-- Begin COLLECTED MATERIAL --
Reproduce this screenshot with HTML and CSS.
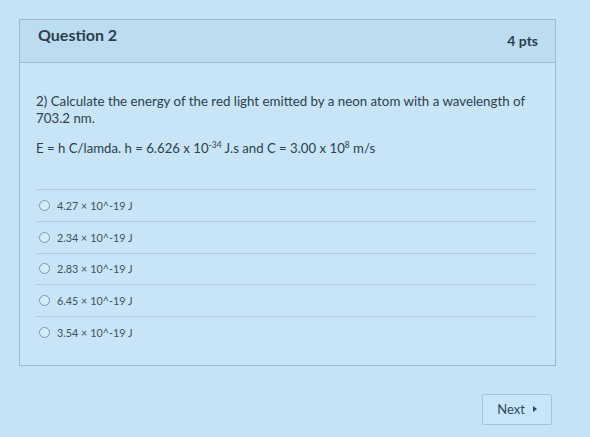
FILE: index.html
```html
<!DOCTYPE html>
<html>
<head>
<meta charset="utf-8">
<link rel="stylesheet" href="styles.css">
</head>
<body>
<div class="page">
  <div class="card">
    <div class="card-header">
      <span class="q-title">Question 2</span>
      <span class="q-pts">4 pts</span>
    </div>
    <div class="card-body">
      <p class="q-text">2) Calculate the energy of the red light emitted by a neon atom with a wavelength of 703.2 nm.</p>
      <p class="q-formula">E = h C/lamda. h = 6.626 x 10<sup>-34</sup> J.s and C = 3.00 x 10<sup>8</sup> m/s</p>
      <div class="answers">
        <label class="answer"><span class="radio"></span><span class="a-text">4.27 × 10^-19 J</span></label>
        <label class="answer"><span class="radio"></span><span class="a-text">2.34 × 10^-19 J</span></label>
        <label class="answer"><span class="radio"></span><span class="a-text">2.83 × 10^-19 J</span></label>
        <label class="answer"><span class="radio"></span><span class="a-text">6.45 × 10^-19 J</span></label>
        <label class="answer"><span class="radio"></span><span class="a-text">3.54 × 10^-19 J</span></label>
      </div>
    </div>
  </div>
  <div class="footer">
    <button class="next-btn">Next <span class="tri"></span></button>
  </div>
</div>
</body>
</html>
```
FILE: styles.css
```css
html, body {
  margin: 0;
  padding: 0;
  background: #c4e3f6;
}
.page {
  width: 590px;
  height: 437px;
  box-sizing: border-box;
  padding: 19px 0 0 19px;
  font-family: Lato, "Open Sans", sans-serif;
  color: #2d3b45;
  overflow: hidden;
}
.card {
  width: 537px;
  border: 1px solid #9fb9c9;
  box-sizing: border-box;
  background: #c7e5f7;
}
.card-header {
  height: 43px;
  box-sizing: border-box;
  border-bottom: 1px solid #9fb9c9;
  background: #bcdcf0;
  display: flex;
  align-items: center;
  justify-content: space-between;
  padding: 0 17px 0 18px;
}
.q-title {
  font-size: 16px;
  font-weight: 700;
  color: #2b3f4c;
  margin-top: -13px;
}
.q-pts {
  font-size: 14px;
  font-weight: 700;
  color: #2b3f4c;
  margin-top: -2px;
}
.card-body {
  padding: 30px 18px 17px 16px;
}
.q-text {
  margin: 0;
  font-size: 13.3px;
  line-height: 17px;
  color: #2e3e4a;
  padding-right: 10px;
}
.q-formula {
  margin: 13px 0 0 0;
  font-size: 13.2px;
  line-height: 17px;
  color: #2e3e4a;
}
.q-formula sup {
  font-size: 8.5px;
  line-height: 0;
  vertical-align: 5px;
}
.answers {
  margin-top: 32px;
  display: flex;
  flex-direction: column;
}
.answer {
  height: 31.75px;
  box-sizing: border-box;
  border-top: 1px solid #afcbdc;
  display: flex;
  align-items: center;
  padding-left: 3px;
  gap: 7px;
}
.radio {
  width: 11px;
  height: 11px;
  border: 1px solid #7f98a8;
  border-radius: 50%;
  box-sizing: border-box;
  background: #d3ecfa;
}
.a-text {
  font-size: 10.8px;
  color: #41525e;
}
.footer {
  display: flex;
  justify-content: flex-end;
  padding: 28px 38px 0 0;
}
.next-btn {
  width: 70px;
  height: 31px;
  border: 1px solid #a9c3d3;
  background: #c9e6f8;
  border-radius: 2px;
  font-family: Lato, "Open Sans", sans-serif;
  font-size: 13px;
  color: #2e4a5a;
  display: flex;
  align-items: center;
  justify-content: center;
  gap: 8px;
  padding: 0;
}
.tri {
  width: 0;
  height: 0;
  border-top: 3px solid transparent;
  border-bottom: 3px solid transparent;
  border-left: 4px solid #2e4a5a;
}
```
-- End COLLECTED MATERIAL --
Repeat the data exactly, without the pictures.

Reproduce this screenshot with HTML and CSS.
FILE: index.html
```html
<!DOCTYPE html>
<html>
<head>
<meta charset="utf-8">
<link rel="stylesheet" href="styles.css">
</head>
<body>
<div class="page">
  <div class="card">
    <div class="card-header">
      <span class="q-title">Question 2</span>
      <span class="q-pts">4 pts</span>
    </div>
    <div class="card-body">
      <p class="q-text">2) Calculate the energy of the red light emitted by a neon atom with a wavelength of 703.2 nm.</p>
      <p class="q-formula">E = h C/lamda. h = 6.626 x 10<sup>-34</sup> J.s and C = 3.00 x 10<sup>8</sup> m/s</p>
      <div class="answers">
        <label class="answer"><span class="radio"></span><span class="a-text">4.27 × 10^-19 J</span></label>
        <label class="answer"><span class="radio"></span><span class="a-text">2.34 × 10^-19 J</span></label>
        <label class="answer"><span class="radio"></span><span class="a-text">2.83 × 10^-19 J</span></label>
        <label class="answer"><span class="radio"></span><span class="a-text">6.45 × 10^-19 J</span></label>
        <label class="answer"><span class="radio"></span><span class="a-text">3.54 × 10^-19 J</span></label>
      </div>
    </div>
  </div>
  <div class="footer">
    <button class="next-btn">Next <span class="tri"></span></button>
  </div>
</div>
</body>
</html>
```
FILE: styles.css
```css
html, body {
  margin: 0;
  padding: 0;
  background: #c4e3f6;
}
.page {
  width: 590px;
  height: 437px;
  box-sizing: border-box;
  padding: 19px 0 0 19px;
  font-family: Lato, "Open Sans", sans-serif;
  color: #2d3b45;
  overflow: hidden;
}
.card {
  width: 537px;
  border: 1px solid #9fb9c9;
  box-sizing: border-box;
  background: #c7e5f7;
}
.card-header {
  height: 43px;
  box-sizing: border-box;
  border-bottom: 1px solid #9fb9c9;
  background: #bcdcf0;
  display: flex;
  align-items: center;
  justify-content: space-between;
  padding: 0 17px 0 18px;
}
.q-title {
  font-size: 16px;
  font-weight: 700;
  color: #2b3f4c;
  margin-top: -13px;
}
.q-pts {
  font-size: 14px;
  font-weight: 700;
  color: #2b3f4c;
  margin-top: -2px;
}
.card-body {
  padding: 30px 18px 17px 16px;
}
.q-text {
  margin: 0;
  font-size: 13.3px;
  line-height: 17px;
  color: #2e3e4a;
  padding-right: 10px;
}
.q-formula {
  margin: 13px 0 0 0;
  font-size: 13.2px;
  line-height: 17px;
  color: #2e3e4a;
}
.q-formula sup {
  font-size: 8.5px;
  line-height: 0;
  vertical-align: 5px;
}
.answers {
  margin-top: 32px;
  display: flex;
  flex-direction: column;
}
.answer {
  height: 31.75px;
  box-sizing: border-box;
  border-top: 1px solid #afcbdc;
  display: flex;
  align-items: center;
  padding-left: 3px;
  gap: 7px;
}
.radio {
  width: 11px;
  height: 11px;
  border: 1px solid #7f98a8;
  border-radius: 50%;
  box-sizing: border-box;
  background: #d3ecfa;
}
.a-text {
  font-size: 10.8px;
  color: #41525e;
}
.footer {
  display: flex;
  justify-content: flex-end;
  padding: 28px 38px 0 0;
}
.next-btn {
  width: 70px;
  height: 31px;
  border: 1px solid #a9c3d3;
  background: #c9e6f8;
  border-radius: 2px;
  font-family: Lato, "Open Sans", sans-serif;
  font-size: 13px;
  color: #2e4a5a;
  display: flex;
  align-items: center;
  justify-content: center;
  gap: 8px;
  padding: 0;
}
.tri {
  width: 0;
  height: 0;
  border-top: 3px solid transparent;
  border-bottom: 3px solid transparent;
  border-left: 4px solid #2e4a5a;
}
```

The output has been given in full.